Tuesday, July 20, 2010

Greek Sandwich

Ingredients:
1/4 head of red cabbage
2 large carrots
Feta cheese (optional)
1/4 cup extra virgin olive oil
1/4 cup balsamic vinegar
Salt and pepper to taste
Bread
Tabbouleh: 
1 cup bulgur
1 small cucumber
2 ripe tomatoes
1 cup Italian parsley
1/2 cup extra-virgin olive oil
Juice of 2 lemons
1 stalk celery
Salt and pepper to taste

Direction:
Soak a cup of bulgur in 4 cups of water for 15 minutes or overnight.

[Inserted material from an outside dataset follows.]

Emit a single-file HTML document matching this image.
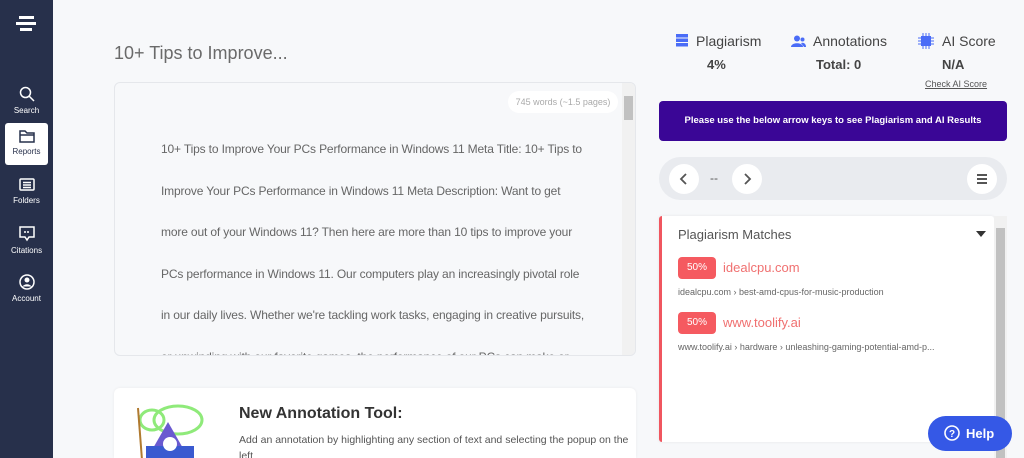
<!DOCTYPE html>
<html><head><meta charset="utf-8"><style>
*{box-sizing:border-box;margin:0;padding:0}
html,body{width:1024px;height:458px;overflow:hidden}
body{background:#f7f8fa;font-family:"Liberation Sans",sans-serif;position:relative}
.sb{position:absolute;left:0;top:0;width:53px;height:458px;background:#27304b;color:#fff}
.nav{position:absolute;left:5px;width:43px;height:42px;text-align:center;font-size:8px}
.nav svg{display:block;margin:6px auto 4px}
.abs{position:absolute}
</style></head><body>
<div class="sb">
 <svg class="abs" style="left:16px;top:14px" width="22" height="20"><rect x="3" y="2" width="15" height="3" fill="#fff"/><rect x="0" y="8" width="20" height="3" fill="#fff"/><rect x="4" y="14" width="12" height="3" fill="#fff"/></svg>
 <div class="nav" style="top:80px"><svg width="16" height="16" fill="none" stroke="#fff" stroke-width="1.5"><circle cx="6.5" cy="6.5" r="5"/><path d="M10 10l5 5"/></svg>Search</div>
 <div class="nav" style="top:123px;background:#fff;color:#27304b;border-radius:3px"><svg width="16" height="14" fill="none" stroke="#27304b" stroke-width="1.5"><path d="M1 2h5l2 2h7v9H1z"/><path d="M1 6h14"/></svg>Reports</div>
 <div class="nav" style="top:172px"><svg width="16" height="14" fill="none" stroke="#fff" stroke-width="1.5"><rect x="1" y="1" width="14" height="11" rx="1"/><path d="M4 4.5h8M4 7h8M4 9.5h8"/></svg>Folders</div>
 <div class="nav" style="top:220px"><svg width="16" height="16" fill="none" stroke="#fff" stroke-width="1.5"><path d="M1 1h14v10H10l-2 3-2-3H1z"/><path d="M6 5v2M9 5v2"/></svg>Citations</div>
 <div class="nav" style="top:268px"><svg width="16" height="16"><circle cx="8" cy="8" r="7" fill="none" stroke="#fff" stroke-width="1.5"/><circle cx="8" cy="6" r="2.5" fill="#fff"/><path d="M3.5 12.5c2-3 7-3 9 0" fill="#fff"/></svg>Account</div>
</div>

<div class="abs" style="left:114px;top:43px;font-size:18px;color:#6a6a6a">10+ Tips to Improve...</div>

<div class="abs" style="left:114px;top:82px;width:522px;height:274px;background:#f7f8fa;border:1px solid #e5e7eb;border-radius:6px;overflow:hidden">
 <div class="abs" style="left:393px;top:8px;width:110px;height:22px;background:#fff;border-radius:11px;font-size:9px;color:#aaa;text-align:center;line-height:22px">745 words (~1.5 pages)</div>
 <div class="abs" style="right:0;top:0;width:13px;height:274px;background:#f1f1f1"><div style="margin:13px 2px;height:24px;background:#c1c1c1"></div></div>
 <div class="abs" style="left:46px;top:46px;white-space:nowrap;font-size:12px;letter-spacing:-0.15px;color:#666;line-height:41.5px">10+ Tips to Improve Your PCs Performance in Windows 11 Meta Title: 10+ Tips to<br>Improve Your PCs Performance in Windows 11 Meta Description: Want to get<br>more out of your Windows 11? Then here are more than 10 tips to improve your<br>PCs performance in Windows 11. Our computers play an increasingly pivotal role<br>in our daily lives. Whether we're tackling work tasks, engaging in creative pursuits,<br>or unwinding with our favorite games, the performance of our PCs can make or</div>
</div>

<div class="abs" style="left:114px;top:388px;width:522px;height:70px;background:#fff;border-radius:6px 6px 0 0;box-shadow:0 0 3px rgba(0,0,0,.06);overflow:hidden">
 <svg class="abs" style="left:16px;top:12px" width="80" height="60"><ellipse cx="48" cy="20" rx="24" ry="14" fill="none" stroke="#8fea7a" stroke-width="3"/><ellipse cx="22" cy="20" rx="12" ry="10" fill="none" stroke="#8fea7a" stroke-width="3"/><path d="M22 50l16-28 16 28z" fill="#6a5ad0"/><rect x="16" y="46" width="48" height="14" fill="#3a5ad0"/><circle cx="40" cy="44" r="7" fill="#fff"/><path d="M8 8l4 52" stroke="#b07a30" stroke-width="2"/></svg>
 <div class="abs" style="left:125px;top:17px;font-size:16px;font-weight:bold;color:#333">New Annotation Tool:</div>
 <div class="abs" style="left:125px;top:44px;width:395px;font-size:10.5px;color:#555;line-height:16px">Add an annotation by highlighting any section of text and selecting the popup on the left</div>
</div>

<div class="abs" style="left:676px;top:33px;font-size:14px;color:#444"><svg width="12" height="13" style="vertical-align:-1px;margin-right:8px"><rect y="0" width="12" height="3.5" fill="#4a6cf7"/><rect y="4.5" width="12" height="3.5" fill="#4a6cf7"/><rect y="9" width="12" height="3.5" fill="#4a6cf7"/></svg>Plagiarism</div>
<div class="abs" style="left:707px;top:57px;font-size:13px;font-weight:bold;color:#444">4%</div>
<div class="abs" style="left:791px;top:33px;font-size:14px;color:#444"><svg width="15" height="12" style="vertical-align:-1px;margin-right:7px"><circle cx="6" cy="3.5" r="3" fill="#4a6cf7"/><path d="M0 12c0-5 12-5 12 0z" fill="#4a6cf7"/><circle cx="11.5" cy="4.5" r="2" fill="#4a6cf7"/><path d="M10 8c3-1 5 1 5 4h-2z" fill="#4a6cf7"/></svg>Annotations</div>
<div class="abs" style="left:816px;top:57px;font-size:13px;font-weight:bold;color:#444">Total: 0</div>
<div class="abs" style="left:918px;top:33px;font-size:14px;color:#444"><svg width="16" height="16" style="vertical-align:-3px;margin-right:8px" stroke="#4a6cf7" fill="none"><rect x="3.5" y="3.5" width="9" height="9" fill="#4a6cf7"/><path d="M5 0v3M8 0v3M11 0v3M5 13v3M8 13v3M11 13v3M0 5h3M0 8h3M0 11h3M13 5h3M13 8h3M13 11h3"/></svg>AI Score</div>
<div class="abs" style="left:942px;top:57px;font-size:13px;font-weight:bold;color:#444">N/A</div>
<div class="abs" style="left:925px;top:79px;font-size:9px;color:#555;text-decoration:underline">Check AI Score</div>

<div class="abs" style="left:659px;top:101px;width:348px;height:40px;background:#3a0696;border-radius:4px;color:#fff;font-size:9.5px;font-weight:bold;text-align:center;line-height:40px">Please use the below arrow keys to see Plagiarism and AI Results</div>

<div class="abs" style="left:659px;top:157px;width:348px;height:43px;background:#e9ebef;border-radius:22px">
 <div class="abs" style="left:10px;top:7px;width:30px;height:30px;background:#fff;border-radius:50%"><svg width="30" height="30"><path d="M17 10l-5 5 5 5" fill="none" stroke="#555" stroke-width="1.8"/></svg></div>
 <div class="abs" style="left:51px;top:14px;font-size:12px;color:#555">--</div>
 <div class="abs" style="left:73px;top:7px;width:30px;height:30px;background:#fff;border-radius:50%"><svg width="30" height="30"><path d="M13 10l5 5-5 5" fill="none" stroke="#555" stroke-width="1.8"/></svg></div>
 <div class="abs" style="left:308px;top:7px;width:30px;height:30px;background:#fff;border-radius:50%"><svg width="30" height="30"><path d="M10 11h10M10 15h10M10 19h10" stroke="#555" stroke-width="2"/></svg></div>
</div>

<div class="abs" style="left:659px;top:216px;width:335px;height:226px;background:#fff;border-left:3px solid #f0565f;border-radius:3px;box-shadow:0 0 3px rgba(0,0,0,.08)">
 <div class="abs" style="left:16px;top:11px;font-size:13px;color:#555">Plagiarism Matches</div>
 <svg class="abs" style="left:314px;top:15px" width="10" height="6"><path d="M0 0h10L5 6z" fill="#333"/></svg>
 <div class="abs" style="left:16px;top:41px;width:38px;height:22px;background:#f55a60;border-radius:4px;color:#fff;font-size:10px;text-align:center;line-height:22px">50%</div>
 <div class="abs" style="left:61px;top:44px;font-size:13px;color:#f07070">idealcpu.com</div>
 <div class="abs" style="left:16px;top:71px;font-size:9px;color:#666">idealcpu.com › best-amd-cpus-for-music-production</div>
 <div class="abs" style="left:16px;top:96px;width:38px;height:22px;background:#f55a60;border-radius:4px;color:#fff;font-size:10px;text-align:center;line-height:22px">50%</div>
 <div class="abs" style="left:61px;top:99px;font-size:13px;color:#f07070">www.toolify.ai</div>
 <div class="abs" style="left:16px;top:126px;font-size:9px;color:#666">www.toolify.ai › hardware › unleashing-gaming-potential-amd-p...</div>
</div>
<div class="abs" style="left:994px;top:216px;width:13px;height:242px;background:#f1f1f1"><div style="margin:12px 2px 0;height:230px;background:#c1c1c1"></div></div>

<div class="abs" style="left:928px;top:416px;width:84px;height:35px;background:#3558e6;border-radius:18px;color:#fff;font-size:13px;font-weight:bold;line-height:35px;padding-left:16px"><svg width="16" height="16" style="vertical-align:-3px;margin-right:6px"><circle cx="8" cy="8" r="7" fill="none" stroke="#fff" stroke-width="1.6"/><text x="8" y="12" font-size="10" fill="#fff" text-anchor="middle" font-family="Liberation Sans" font-weight="bold">?</text></svg>Help</div>
</body></html>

Drain the bulgur in cheesecloth or a kitchen towel to get rid of excess water. Chop the cucumber, celery, tomatoes and add them to the bulgur. Finely mince the parsley and add. Squeeze the juice of two lemons and add the juice. Add salt and pepper to taste. Refrigerate overnight.

Chop the red cabbage and grate the carrots and add to a bowl. Crumble half a package of feta cheese and add to the mix. Add the olive oil, balsamic vinegar, salt, and pepper. Refrigerate overnight. Use as a sandwich filling on your favorite bread. Serve.